Bande de filles

Opening this year’s Directors’ Fortnight, Céline Sciamma’s Bande de Filles (aptly translated into English as Girlhood) concludes her trilogy on adolescent girls finding their place in the world. Perhaps somewhat less focused on the discovery of sexual identity compared to the two predecessors (Water Lilies and Tomboy), Miss Sciamma once again shows herself to have a keen eye for the emotional inner world of teenage girls.

The story, set in one of Paris’ banlieues, follows sixteen-year-old Marieme (sensational newcomer Karidja Touré) on a path of discovery and seeming self-destruction. Living in a broken home where her older brother, who has already started a life of crime, has taken over the father role, Marieme is left to mother her two younger sisters, while the mother is off trying to earn a living and keep their heads above water. Her school work suffers, and Marieme is forced to drop out of school. In perhaps the film’s weakest passage, the young girl is taken under the wing of a three-member gang of tough girls, who live life following a credo of ‘do as I damn well please’. This means loitering around, shoplifting, and taking lunch money from younger girls. Before long, Marieme imitates her new friends in everything they do, from clothing to behaviour, having finally found a clique where she feels she fits in, and where she is accepted. In the meantime, her growing self-esteem and self-confidence also gets her noticed by a boy she fancies, so while we as outsiders see a girl who is ‘growing up to no good’, Marieme herself thinks she is on the right path.

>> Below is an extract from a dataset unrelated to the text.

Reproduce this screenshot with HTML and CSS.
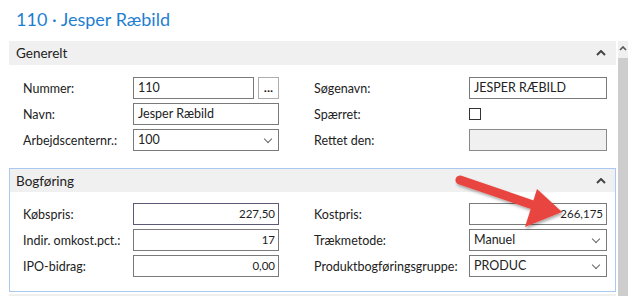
FILE: index.html
```html
<!DOCTYPE html>
<html lang="da">
<head>
  <meta charset="UTF-8" />
  <title>110 · Jesper Ræbild</title>
  <link rel="stylesheet" href="styles.css">
</head>
<body>
  <div class="card-page">
    <div class="card-main">
      <h1 class="card-title">110 · Jesper Ræbild</h1>

      <!-- Generelt -->
      <section class="card-section">
        <div class="card-section-head">
          <span>Generelt</span>
          <svg class="card-caret" width="10" height="6" viewBox="0 0 10 6"><path d="M1 5 L5 1 L9 5" fill="none" stroke="#444" stroke-width="2"/></svg>
        </div>
        <div class="card-grid">
          <div class="card-col">
            <div class="card-row">
              <label>Nummer:</label>
              <div class="card-field-group">
                <div class="card-input grow">110</div>
                <button class="card-assist">...</button>
              </div>
            </div>
            <div class="card-row">
              <label>Navn:</label>
              <div class="card-input">Jesper Ræbild</div>
            </div>
            <div class="card-row">
              <label>Arbejdscenternr.:</label>
              <div class="card-input select">100<span class="card-chev"></span></div>
            </div>
          </div>
          <div class="card-col right">
            <div class="card-row">
              <label>Søgenavn:</label>
              <div class="card-input">JESPER RÆBILD</div>
            </div>
            <div class="card-row">
              <label>Spærret:</label>
              <div class="card-check-wrap"><span class="card-check"></span></div>
            </div>
            <div class="card-row">
              <label>Rettet den:</label>
              <div class="card-input disabled"></div>
            </div>
          </div>
        </div>
      </section>

      <!-- Bogføring -->
      <section class="card-section focused">
        <div class="card-section-head">
          <span>Bogføring</span>
          <svg class="card-caret" width="10" height="6" viewBox="0 0 10 6"><path d="M1 5 L5 1 L9 5" fill="none" stroke="#444" stroke-width="2"/></svg>
        </div>
        <div class="card-grid">
          <div class="card-col">
            <div class="card-row">
              <label>Købspris:</label>
              <div class="card-input num active">227,50</div>
            </div>
            <div class="card-row">
              <label>Indir. omkost.pct.:</label>
              <div class="card-input num">17</div>
            </div>
            <div class="card-row">
              <label>IPO-bidrag:</label>
              <div class="card-input num">0,00</div>
            </div>
          </div>
          <div class="card-col right">
            <div class="card-row">
              <label>Kostpris:</label>
              <div class="card-input num">266,175</div>
            </div>
            <div class="card-row">
              <label>Trækmetode:</label>
              <div class="card-input select">Manuel<span class="card-chev"></span></div>
            </div>
            <div class="card-row">
              <label>Produktbogføringsgruppe:</label>
              <div class="card-input select">PRODUC<span class="card-chev"></span></div>
            </div>
          </div>
        </div>
      </section>
      <div class="card-next"></div>

      <!-- annotation arrow -->
      <svg class="card-arrow" width="130" height="70" viewBox="0 0 130 70">
        <defs>
          <filter id="sh" x="-20%" y="-20%" width="140%" height="160%">
            <feDropShadow dx="1" dy="2" stdDeviation="1.5" flood-color="#000" flood-opacity="0.35"/>
          </filter>
        </defs>
        <g filter="url(#sh)">
          <path d="M5 11 L78 36" stroke="#e8453f" stroke-width="9" stroke-linecap="round" fill="none"/>
          <path d="M82 20 L107 43 L70 58 Z" fill="#e8453f"/>
        </g>
      </svg>
    </div>
    <div class="card-scroll">
      <div class="card-scroll-btn">
        <svg width="8" height="5" viewBox="0 0 8 5"><path d="M1 4 L4 1 L7 4" fill="none" stroke="#555" stroke-width="1.6"/></svg>
      </div>
      <div class="card-scroll-thumb"></div>
    </div>
  </div>
</body>
</html>
```

FILE: styles.css
```css
body {
  margin: 0;
  background: #fff;
  font-family: Lato, "Noto Sans", sans-serif;
  font-size: 12.5px;
  color: #222;
  overflow: hidden;
}

.card-page {
  display: flex;
  height: 296px;
}

.card-main {
  position: relative;
  width: 616px;
  margin-right: 2px;
}

.card-title {
  margin: 0;
  height: 41px;
  padding-left: 16px;
  font-size: 18px;
  font-weight: 400;
  line-height: 39px;
  color: #1f7fd0;
  box-sizing: border-box;
}

.card-section {
  margin-left: 9px;
}

.card-section.focused {
  margin-top: 17px;
  border: 1px solid #a9c9f0;
}

.card-section-head {
  display: flex;
  align-items: center;
  justify-content: space-between;
  height: 24px;
  background: #f0f0f0;
  padding: 0 10px 0 7px;
  font-size: 13.5px;
  color: #222;
}

.focused .card-section-head {
  height: 23px;
  padding-left: 6px;
  padding-right: 9px;
}

.card-caret {
  display: block;
}

.card-grid {
  display: grid;
  grid-template-columns: 256px 293px;
  column-gap: 35px;
  padding: 12px 0 0 14px;
}

.focused .card-grid {
  padding: 11px 0 14px 13px;
}

.card-col {
  display: flex;
  flex-direction: column;
  gap: 4px;
}

.card-row {
  display: grid;
  grid-template-columns: 110px 146px;
  align-items: center;
  height: 22px;
}

.right .card-row {
  grid-template-columns: 155px 138px;
}

.card-row label {
  color: #222;
  white-space: nowrap;
}

.card-input {
  position: relative;
  height: 22px;
  box-sizing: border-box;
  border: 1px solid #7a7a7a;
  padding: 0 4px;
  line-height: 20px;
  white-space: nowrap;
  overflow: hidden;
  background: #fff;
}

.card-input.num {
  text-align: right;
  padding-right: 3px;
  font-size: 11.5px;
}

.card-input.active {
  border-color: #5b5b78;
}

.card-input.disabled {
  background: #f0f0f0;
  border-color: #8a8a8a;
}

.card-chev {
  position: absolute;
  right: 7px;
  top: 6px;
  width: 5px;
  height: 5px;
  border-right: 1px solid #666;
  border-bottom: 1px solid #666;
  transform: rotate(45deg);
}

.card-field-group {
  display: flex;
  gap: 4px;
}

.card-input.grow {
  flex: 1;
}

.card-assist {
  width: 21px;
  height: 22px;
  box-sizing: border-box;
  border: 1px solid #adadad;
  background: #fff;
  padding: 0;
  font: bold 11px "Noto Sans", sans-serif;
  color: #111;
  line-height: 14px;
}

.card-check-wrap {
  display: flex;
  align-items: center;
}

.card-check {
  width: 12px;
  height: 12px;
  border: 1px solid #333;
  box-sizing: border-box;
  display: block;
}

.card-next {
  margin: 2px 0 0 9px;
  height: 6px;
  background: #f0f0f0;
}

.card-scroll {
  width: 10px;
  margin-top: 41px;
  background: #f0f0f0;
  display: flex;
  flex-direction: column;
}

.card-scroll-btn {
  height: 17px;
  display: flex;
  justify-content: center;
  padding-top: 5px;
  box-sizing: border-box;
}

.card-scroll-btn svg {
  display: block;
}

.card-scroll-thumb {
  flex: 1;
  background: #cdcdcd;
}

.card-arrow {
  position: absolute;
  left: 455px;
  top: 169px;
}
```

When the leader of her gang, Lady (Assa Sylla), gets openly humiliated in a fight with the leader of a rival gang, Marieme swears to take revenge, ultimately leading to her taking over the leading role in the group of girls, and even earning respect from her hardened brother for the first time. But when she decides to take a step up as well in her budding love life, it turns out to be a step in the wrong direction, and forces her to make some major decisions about her future.

Sciamma’s strictly formalist style (though slightly less so than her previous outings) and fly-on-the-wall approach, combined with a cast of fresh faces and amateurs, lends the film a certain cinema verité quality, without having to resort to things like hand-held camera work. The actions of the teens, which consist of nothing more than goofing around, sneering at rival groups, and being a general nuisance, feel true to life, and the bond between the girls feels genuine. In particular a scene where the girls hold their own party in a hotel room, ending in a full-length lip-sync rendition of Rihanna’s Diamonds (who has a ‘bad girl’ image herself, so one can imagine the girl looking up to her; an inspired choice by the director) is such a cinematic boost of energy that one can forget that we’re basically looking at a four-minute music video. It’s also here that Sciamma allows herself some flourish, bathing the scene in blue hues that make the girls’ dark skins shine bright (like a diamond?).

By the end of the film, Marieme doesn’t seem to have found her place in the world at all, and in a devastating final shot is left to her own devices with nowhere to turn. It is a distinctive downbeat ending, and it’s not the first time Sciamma has denied her heroines a happy ending (in particular Tomboy‘s Laure is in a similar shattered predicament as Marieme). Given the hugely positive reaction at the end of the morning screening, it doesn’t seem her audiences hold it against her (the critical reception for Tomboy in Berlin three years ago would suggest the same). Her harsh and gritty realism, not unlike that of the Dardennes, for instance, is a well appreciated breath of fresh air in a world where most films would not be able to withstand the urge to save the day. The heartfelt emotions of the film, and the sharp observations of the dire milieu the characters move in show a director who has a strong commitment to her subjects, a commitment that ultimately shows up on the screen.